- _Work instructions_
From the first line of the data down to and including the line with "ChevronRight, Moon, Search", copy everything exactly, leaving out pictures.

- _Supplied data_
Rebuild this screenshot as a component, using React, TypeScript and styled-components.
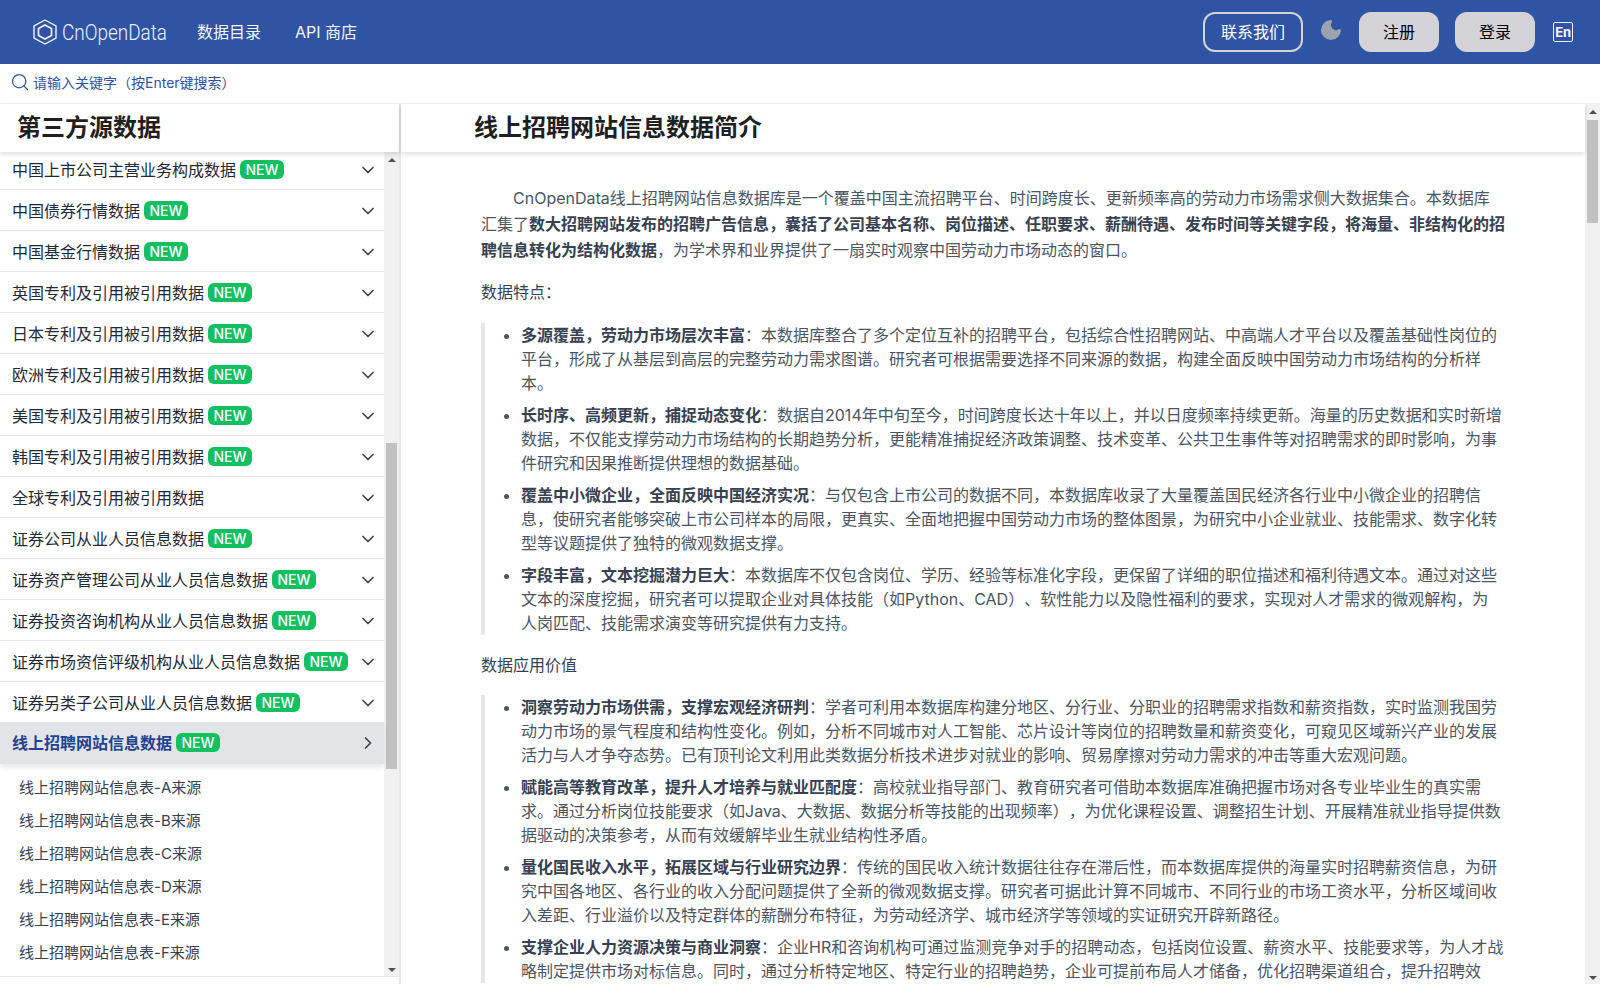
import React from 'react'
import styled, { createGlobalStyle } from 'styled-components'
import { ChevronDown, ChevronRight, Moon, Search } from 'lucide-react'

const GlobalStyle = createGlobalStyle`
  html, body {
    margin: 0;
    padding: 0;
    background: #fff;
    overflow: hidden;
    font-family: Inter, "Noto Sans CJK SC", sans-serif;
    text-spacing-trim: space-all;
  }
  * { box-sizing: border-box; }
`

const Page = styled.div`
  display: flex;
  flex-direction: column;
  height: 984px;
`

const Header = styled.header`
  display: flex;
  align-items: center;
  height: 64px;
  flex: none;
  padding: 0 27px 0 33px;
  background: #2e54a3;
  color: #fff;
`

const Logo = styled.div`
  display: flex;
  align-items: center;
  gap: 5px;
  width: 164px;
  color: #eef1f8;
`

const LogoText = styled.span`
  display: inline-block;
  font-family: Roboto, sans-serif;
  font-size: 22px;
  font-weight: 300;
  white-space: nowrap;
  transform: scaleX(0.86);
  transform-origin: left center;
`

const NavLink = styled.a`
  font-size: 16px;
  margin-right: 34px;
  padding-bottom: 2px;
  color: #f4f6fb;
`

const HeaderRight = styled.div`
  display: flex;
  align-items: center;
  margin-left: auto;
`

const ContactButton = styled.button`
  width: 100px;
  height: 40px;
  padding: 0 0 2px;
  border: 2px solid #d4d4d8;
  border-radius: 12px;
  background: transparent;
  color: #fff;
  font: inherit;
  font-size: 16px;
  margin-right: 16px;
`

const AuthButton = styled.button`
  width: 80px;
  height: 40px;
  padding: 0 0 2px;
  border: 0;
  border-radius: 12px;
  background: #d4d4d8;
  color: #000;
  font: inherit;
  font-size: 16px;
  margin-left: 16px;
`

const MoonIcon = styled(Moon)`
  color: #9ca3af;
  fill: #9ca3af;
  margin-top: -4px;
`

const LangBadge = styled.span`
  display: flex;
  align-items: center;
  justify-content: center;
  width: 20px;
  height: 20px;
  margin-left: 18px;
  border: 1.5px solid #f1f4fa;
  border-radius: 2px;
  font-size: 13px;
  font-weight: 700;
  letter-spacing: -0.2px;
`

const SearchBar = styled.div`
  display: flex;
  align-items: center;
  gap: 3px;
  flex: none;
  height: 40px;
  padding: 0 0 3px 10px;
  font-size: 14px;
  color: #2e54a3;
  border-bottom: 1px solid #f1f1f2;
`

const Main = styled.div`
  display: flex;
  flex: 1;
  min-height: 0;
`

const Sidebar = styled.aside`
  display: flex;
  flex-direction: column;
  flex: none;
  width: 401px;
  border-right: 2px solid #e5e7eb;
`

const TitleBar = styled.div<{ $indent: number }>`
  position: relative;
  z-index: 2;
  flex: none;
  height: 48px;
  padding-left: ${p => p.$indent}px;
  font-size: 24px;
  font-weight: 700;
  line-height: 47px;
  color: #1f1f1f;
  background: #fff;
  box-shadow: 0 2px 5px rgba(0, 0, 0, 0.14);
`

const SidebarBody = styled.div`
  display: flex;
  height: 825px;
  flex: none;
  border-bottom: 1px solid #e5e7eb;
  overflow: hidden;
`

const MenuList = styled.div`
  flex: 1;
  min-width: 0;
  margin-top: -3px;
`

const MenuRow = styled.div<{ $active?: boolean }>`
  position: relative;
  display: flex;
  align-items: center;
  height: 41px;
  padding: 0 6px ${p => (p.$active ? '3px' : '0')} 12px;
  font-size: 16px;
  color: ${p => (p.$active ? '#1e4391' : '#1f2937')};
  font-weight: ${p => (p.$active ? 700 : 400)};
  background: ${p => (p.$active ? '#e3e4e7' : 'transparent')};
  border-bottom: ${p => (p.$active ? '0' : '1px solid #e5e7eb')};
  box-shadow: ${p => (p.$active ? '0 3px 6px rgba(0, 0, 0, 0.1)' : 'none')};
`

const NewBadge = styled.span`
  flex: none;
  width: 44px;
  height: 19px;
  margin-left: 4px;
  border-radius: 6px;
  background: #12c05f;
  color: #fff;
  font-size: 14px;
  font-weight: 500;
  line-height: 19px;
  text-align: center;
`

const RowIcon = styled.span`
  display: flex;
  margin-left: auto;
  margin-top: 2px;
  color: #374151;
`

const SubList = styled.div`
  padding: 7px 0 8px 19px;
`

const SubItem = styled.div`
  height: 33px;
  font-size: 15px;
  line-height: 33px;
  color: #374151;
`

const ScrollTrack = styled.div<{ $width: number }>`
  display: flex;
  flex-direction: column;
  align-items: center;
  justify-content: space-between;
  flex: none;
  width: ${p => p.$width}px;
  background: #f1f1f1;
`

const ArrowUp = styled.span`
  flex: none;
  margin: 6px 0;
  border-left: 4px solid transparent;
  border-right: 4px solid transparent;
  border-bottom: 4px solid #505050;
`

const ArrowDown = styled.span`
  flex: none;
  margin: 6px 0 4px;
  border-left: 4px solid transparent;
  border-right: 4px solid transparent;
  border-top: 4px solid #505050;
`

const ScrollArea = styled.div`
  flex: 1;
  width: 100%;
  display: flex;
  justify-content: center;
`

const ScrollThumb = styled.div<{ $top: number; $height: number }>`
  width: 11px;
  height: ${p => p.$height}px;
  margin-top: ${p => p.$top}px;
  background: #c1c1c1;
`

const ContentPanel = styled.main`
  display: flex;
  flex: 1;
  min-width: 0;
`

const ContentColumn = styled.div`
  display: flex;
  flex-direction: column;
  flex: 1;
  min-width: 0;
`

const Article = styled.article`
  flex: 1;
  min-height: 0;
  overflow: hidden;
  padding: 33px 79px 0 80px;
  font-size: 16px;
  color: #4b5563;
`

const Lead = styled.p`
  margin: 0 0 16px;
  line-height: 26px;
  text-indent: 2em;
  strong { color: #374151; }
`

const Section = styled.p`
  margin: 0 0 17.5px;
  line-height: 26px;
  color: #374151;
`

const Quote = styled.blockquote`
  margin: 0 0 17px;
  padding-left: 16px;
  border-left: 4px solid #e5e7eb;
`

const BulletList = styled.ul`
  margin: 0;
  padding: 0 0 0 20px;
`

const Bullet = styled.li`
  margin-bottom: 8px;
  line-height: 24px;
  white-space: pre-line;
  &:last-child { margin-bottom: 0; }
  strong { color: #374151; }
`

const menu = [
  { name: '中国上市公司主营业务构成数据', isNew: true },
  { name: '中国债券行情数据', isNew: true },
  { name: '中国基金行情数据', isNew: true },
  { name: '英国专利及引用被引用数据', isNew: true },
  { name: '日本专利及引用被引用数据', isNew: true },
  { name: '欧洲专利及引用被引用数据', isNew: true },
  { name: '美国专利及引用被引用数据', isNew: true },
  { name: '韩国专利及引用被引用数据', isNew: true },
  { name: '全球专利及引用被引用数据', isNew: false },
  { name: '证券公司从业人员信息数据', isNew: true },
  { name: '证券资产管理公司从业人员信息数据', isNew: true },
  { name: '证券投资咨询机构从业人员信息数据', isNew: true },
  { name: '证券市场资信评级机构从业人员信息数据', isNew: true },
  { name: '证券另类子公司从业人员信息数据', isNew: true },
]

const subItems = ['A', 'B', 'C', 'D', 'E', 'F']

const features = [
  ['多源覆盖，劳动力市场层次丰富', '：本数据库整合了多个定位互补的招聘平台，包括综合性招聘网站、中高端人才平台以及覆盖基础性岗位的平台，形成了从基层到高层的完整劳动力需求图谱。研究者可根据需要选择不同来源的数据，构建全面反映中国劳动力市场结构的分析样本。'],
  ['长时序、高频更新，捕捉动态变化', '：数据自2014年中旬至今，时间跨度长达十年以上，并以日度频率持续更新。海量的历史数据和实时新增数据，不仅能支撑劳动力市场结构的长期趋势分析，更能精准捕捉经济政策调整、技术变革、公共卫生事件等对招聘需求的即时影响，为事件研究和因果推断提供理想的数据基础。'],
  ['覆盖中小微企业，全面反映中国经济实况', '：与仅包含上市公司的数据不同，本数据库收录了大量覆盖国民经济各行业中小微企业的招聘信息，使研究者能够突破上市公司样本的局限，更真实、全面地把握中国劳动力市场的整体图景，为研究中小企业就业、技能需求、数字化转型等议题提供了独特的微观数据支撑。'],
  ['字段丰富，文本挖掘潜力巨大', '：本数据库不仅包含岗位、学历、经验等标准化字段，更保留了详细的职位描述和福利待遇文本。通过对这些文本的深度挖掘，研究者可以提取企业对具体技能（如Python、CAD）、软性能力以及隐性福利的要求，实现对人才需求的微观解构，为\n人岗匹配、技能需求演变等研究提供有力支持。'],
]

const values = [
  ['洞察劳动力市场供需，支撑宏观经济研判', '：学者可利用本数据库构建分地区、分行业、分职业的招聘需求指数和薪资指数，实时监测我国劳动力市场的景气程度和结构性变化。例如，分析不同城市对人工智能、芯片设计等岗位的招聘数量和薪资变化，可窥见区域新兴产业的发展活力与人才争夺态势。已有顶刊论文利用此类数据分析技术进步对就业的影响、贸易摩擦对劳动力需求的冲击等重大宏观问题。'],
  ['赋能高等教育改革，提升人才培养与就业匹配度', '：高校就业指导部门、教育研究者可借助本数据库准确把握市场对各专业毕业生的真实需求。通过分析岗位技能要求（如Java、大数据、数据分析等技能的出现频率），为优化课程设置、调整招生计划、开展精准就业指导提供数据驱动的决策参考，从而有效缓解毕业生就业结构性矛盾。'],
  ['量化国民收入水平，拓展区域与行业研究边界', '：传统的国民收入统计数据往往存在滞后性，而本数据库提供的海量实时招聘薪资信息，为研究中国各地区、各行业的收入分配问题提供了全新的微观数据支撑。研究者可据此计算不同城市、不同行业的市场工资水平，分析区域间收入差距、行业溢价以及特定群体的薪酬分布特征，为劳动经济学、城市经济学等领域的实证研究开辟新路径。'],
  ['支撑企业人力资源决策与商业洞察', '：企业HR和咨询机构可通过监测竞争对手的招聘动态，包括岗位设置、薪资水平、技能要求等，为人才战略制定提供市场对标信息。同时，通过分析特定地区、特定行业的招聘趋势，企业可提前布局人才储备，优化招聘渠道组合，提升招聘效'],
]

function HexLogo() {
  return (
    <svg width="24" height="26" viewBox="0 0 24 26" fill="none" stroke="#f1f4fa">
      <polygon points="12,1 23,7 23,19 12,25 1,19 1,7" strokeWidth="1.4" />
      <polygon points="12,6 18.5,9.5 18.5,16.5 12,20 5.5,16.5 5.5,9.5" strokeWidth="1.6" />
    </svg>
  )
}

function App() {
  return (
    <Page>
      <GlobalStyle />
      <Header>
        <Logo>
          <HexLogo />
          <LogoText>CnOpenData</LogoText>
        </Logo>
        <NavLink>数据目录</NavLink>
        <NavLink>API 商店</NavLink>
        <HeaderRight>
          <ContactButton>联系我们</ContactButton>
          <MoonIcon size={24} />
          <AuthButton>注册</AuthButton>
          <AuthButton>登录</AuthButton>
          <LangBadge>En</LangBadge>
        </HeaderRight>
      </Header>
      <SearchBar>
        <Search size={20} strokeWidth={1.5} />
        请输入关键字（按Enter键搜索）
      </SearchBar>
      <Main>
        <Sidebar>
          <TitleBar $indent={17}>第三方源数据</TitleBar>
          <SidebarBody>
            <MenuList>
              {menu.map(item => (
                <MenuRow key={item.name}>
                  {item.name}
                  {item.isNew && <NewBadge>NEW</NewBadge>}
                  <RowIcon><ChevronDown size={20} strokeWidth={2} /></RowIcon>
                </MenuRow>
              ))}
              <MenuRow $active>
                线上招聘网站信息数据
                <NewBadge>NEW</NewBadge>
                <RowIcon><ChevronRight size={20} strokeWidth={2} /></RowIcon>
              </MenuRow>
              <SubList>
                {subItems.map(letter => (
                  <SubItem key={letter}>线上招聘网站信息表-{letter}来源</SubItem>
                ))}
              </SubList>
            </MenuList>
            <ScrollTrack $width={15}>
              <ArrowUp />
              <ScrollArea><ScrollThumb $top={275} $height={326} /></ScrollArea>
              <ArrowDown />
            </ScrollTrack>
          </SidebarBody>
        </Sidebar>
        <ContentPanel>
          <ContentColumn>
            <TitleBar $indent={73}>线上招聘网站信息数据简介</TitleBar>
            <Article>
              <Lead>
                CnOpenData线上招聘网站信息数据库是一个覆盖中国主流招聘平台、时间跨度长、更新频率高的劳动力市场需求侧大数据集合。本数据库<br />汇集了
                <strong>数大招聘网站发布的招聘广告信息，囊括了公司基本名称、岗位描述、任职要求、薪酬待遇、发布时间等关键字段，将海量、非结构化的招聘信息转化为结构化数据</strong>
                ，为学术界和业界提供了一扇实时观察中国劳动力市场动态的窗口。
              </Lead>
              <Section>数据特点：</Section>
              <Quote>
                <BulletList>
                  {features.map(([title, body]) => (
                    <Bullet key={title}><strong>{title}</strong>{body}</Bullet>
                  ))}
                </BulletList>
              </Quote>
              <Section>数据应用价值</Section>
              <Quote>
                <BulletList>
                  {values.map(([title, body]) => (
                    <Bullet key={title}><strong>{title}</strong>{body}</Bullet>
                  ))}
                </BulletList>
              </Quote>
            </Article>
          </ContentColumn>
          <ScrollTrack $width={15}>
            <ArrowUp />
            <ScrollArea><ScrollThumb $top={0} $height={103} /></ScrollArea>
            <ArrowDown />
          </ScrollTrack>
        </ContentPanel>
      </Main>
    </Page>
  )
}

export default App
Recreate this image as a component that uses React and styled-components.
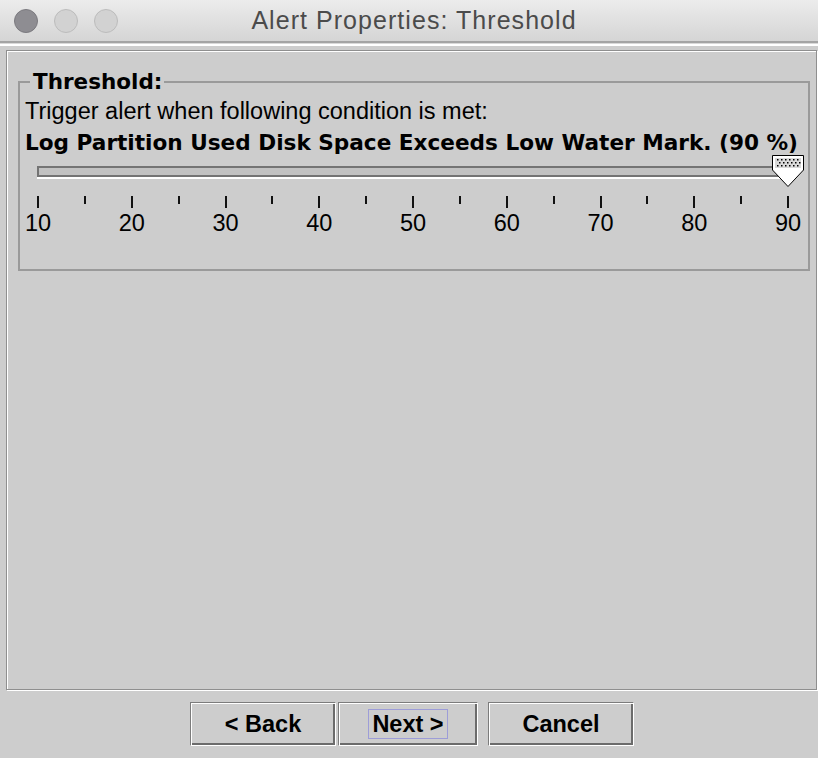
import styled, { createGlobalStyle } from 'styled-components'

const GlobalStyle = createGlobalStyle`
  html, body {
    margin: 0;
    padding: 0;
    background: #cdcdcd;
  }
`
const Window = styled.div`
  width: 818px;
  height: 758px;
  display: flex;
  flex-direction: column;
  background: #cdcdcd;
  overflow: hidden;
`
const TitleBar = styled.div`
  flex: none;
  height: 41px;
  display: grid;
  grid-template-columns: 1fr auto 1fr;
  align-items: center;
  padding-left: 10px;
  background: linear-gradient(#ececec, #d5d5d5);
  border-bottom: 2px solid #a4a4a4;
`
const Lights = styled.div`
  display: flex;
  gap: 16px;
  margin-left: 4px;
`
const Light = styled.span`
  width: 24px;
  height: 24px;
  box-sizing: border-box;
  border-radius: 50%;
  background: ${(props) => (props.$active ? '#8e8d92' : '#d2d2d2')};
  border: 1px solid ${(props) => (props.$active ? '#7b7a7f' : '#bcbcbc')};
`
const Title = styled.div`
  font-family: 'Liberation Sans', Arial, sans-serif;
  font-size: 25px;
  letter-spacing: 1.05px;
  color: #4b4b4b;
  white-space: nowrap;
`
const Strip = styled.div`
  flex: none;
  height: 1px;
  background: #d9d9d9;
  border-bottom: 2px solid #ffffff;
`
const Panel = styled.div`
  flex: none;
  box-sizing: border-box;
  height: 640px;
  margin: 4px 1px 0 6px;
  padding: 19px 6px 0 11px;
  border: 1px solid #8f8f8f;
  box-shadow: inset 1px 1px 0 #fff, 1px 1px 0 #fff;
`
const Group = styled.fieldset`
  box-sizing: border-box;
  width: 792px;
  height: 201px;
  margin: 0;
  padding: 0 5px;
  border: 2px solid #9a9a9a;
`
const Legend = styled.legend`
  margin-left: 5px;
  padding: 0 2px 0 3px;
  font-family: 'DejaVu Sans', Verdana, sans-serif;
  font-weight: bold;
  font-size: 21.5px;
  line-height: 24px;
  color: #000;
`
const Plain = styled.div`
  margin-top: 4px;
  font-family: 'Liberation Sans', Arial, sans-serif;
  font-size: 23.5px;
  line-height: 26px;
  color: #000;
  white-space: nowrap;
`
const Strong = styled.div`
  margin-top: 6px;
  font-family: 'DejaVu Sans', Verdana, sans-serif;
  font-weight: bold;
  font-size: 21.6px;
  line-height: 25px;
  color: #000;
  white-space: nowrap;
`
const SliderWrap = styled.div`
  position: relative;
  width: 752px;
  margin: 11px 0 0 12px;
`
const Track = styled.div`
  box-sizing: border-box;
  height: 11px;
  border: 2px solid #747474;
  background: #c2c2c2;
  box-shadow: 0 2px 0 #fff;
`
const TickRow = styled.div`
  display: flex;
  justify-content: space-between;
  align-items: flex-start;
  height: 12px;
  margin-top: 19px;
`
const Tick = styled.span`
  width: 2px;
  height: ${(props) => (props.$major ? '12px' : '8px')};
  background: #111;
`
const LabelRow = styled.div`
  display: flex;
  justify-content: space-between;
  padding: 0 1px;
  margin-top: 2px;
`
const Label = styled.span`
  width: 0;
  display: flex;
  justify-content: center;
  white-space: nowrap;
  font-family: 'Liberation Sans', Arial, sans-serif;
  font-size: 23.5px;
  line-height: 26px;
  color: #000;
`
const Thumb = styled.svg`
  position: absolute;
  top: -11px;
  width: 32px;
  height: 33px;
`
const ButtonRow = styled.div`
  display: flex;
  justify-content: center;
  padding-left: 6px;
  margin-top: 12px;
`
const Button = styled.button`
  box-sizing: border-box;
  width: ${(props) => props.$width}px;
  height: 44px;
  margin-left: ${(props) => props.$gap || 0}px;
  padding: 0;
  display: flex;
  align-items: center;
  justify-content: center;
  background: #cdcdcd;
  border: 1px solid;
  border-color: #7c7c7c #fff #fff #7c7c7c;
  box-shadow: inset 1px 1px 0 #fff, inset -2px -2px 0 #6b6b6b;
  font-family: 'Liberation Sans', Arial, sans-serif;
  font-weight: bold;
  font-size: 23.5px;
  color: #000;
`
const Focus = styled.span`
  padding: 0 3px;
  line-height: 28px;
  border: 1px solid #9d9dd8;
`

const MIN = 10
const MAX = 90
const value = 90
const ticks = Array.from({ length: 17 }, (_, i) => i % 2 === 0)
const labels = [10, 20, 30, 40, 50, 60, 70, 80, 90]

function ThumbIcon({ left }) {
  const dots = []
  for (let r = 0; r < 3; r++) {
    for (let c = 0; c < 6; c++) {
      dots.push(<rect key={r + '-' + c} x={5 + c * 4 + (r % 2) * 2} y={4 + r * 3} width="1.5" height="1.5" fill="#000" />)
    }
  }
  return (
    <Thumb viewBox="0 0 32 33" style={{ left }}>
      <polygon points="0.5,0.5 31.5,0.5 31.5,15 16,31.5 0.5,15" fill="#fff" stroke="#000" />
      <rect x="3" y="3" width="26" height="10" fill="#d9d9d9" />
      {dots}
    </Thumb>
  )
}

export default function App() {
  const left = ((value - MIN) / (MAX - MIN)) * 750 + 1 - 16
  return (
    <Window>
      <GlobalStyle />
      <TitleBar>
        <Lights>
          <Light $active />
          <Light />
          <Light />
        </Lights>
        <Title>Alert Properties: Threshold</Title>
        <div />
      </TitleBar>
      <Strip />
      <Panel>
        <Group>
          <Legend>Threshold:</Legend>
          <Plain>Trigger alert when following condition is met:</Plain>
          <Strong>Log Partition Used Disk Space Exceeds Low Water Mark. (90 %)</Strong>
          <SliderWrap>
            <Track />
            <TickRow>
              {ticks.map((major, i) => (
                <Tick key={i} $major={major} />
              ))}
            </TickRow>
            <LabelRow>
              {labels.map((l) => (
                <Label key={l}>{l}</Label>
              ))}
            </LabelRow>
            <ThumbIcon left={left} />
          </SliderWrap>
        </Group>
      </Panel>
      <ButtonRow>
        <Button $width={146}>&lt; Back</Button>
        <Button $width={140} $gap={2}>
          <Focus>Next &gt;</Focus>
        </Button>
        <Button $width={146} $gap={10}>Cancel</Button>
      </ButtonRow>
    </Window>
  )
}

- _Right answer_
Rebuild this screenshot as a component, using React, TypeScript and styled-components.
import React from 'react'
import styled, { createGlobalStyle } from 'styled-components'
import { ChevronDown, ChevronRight, Moon, Search } from 'lucide-react'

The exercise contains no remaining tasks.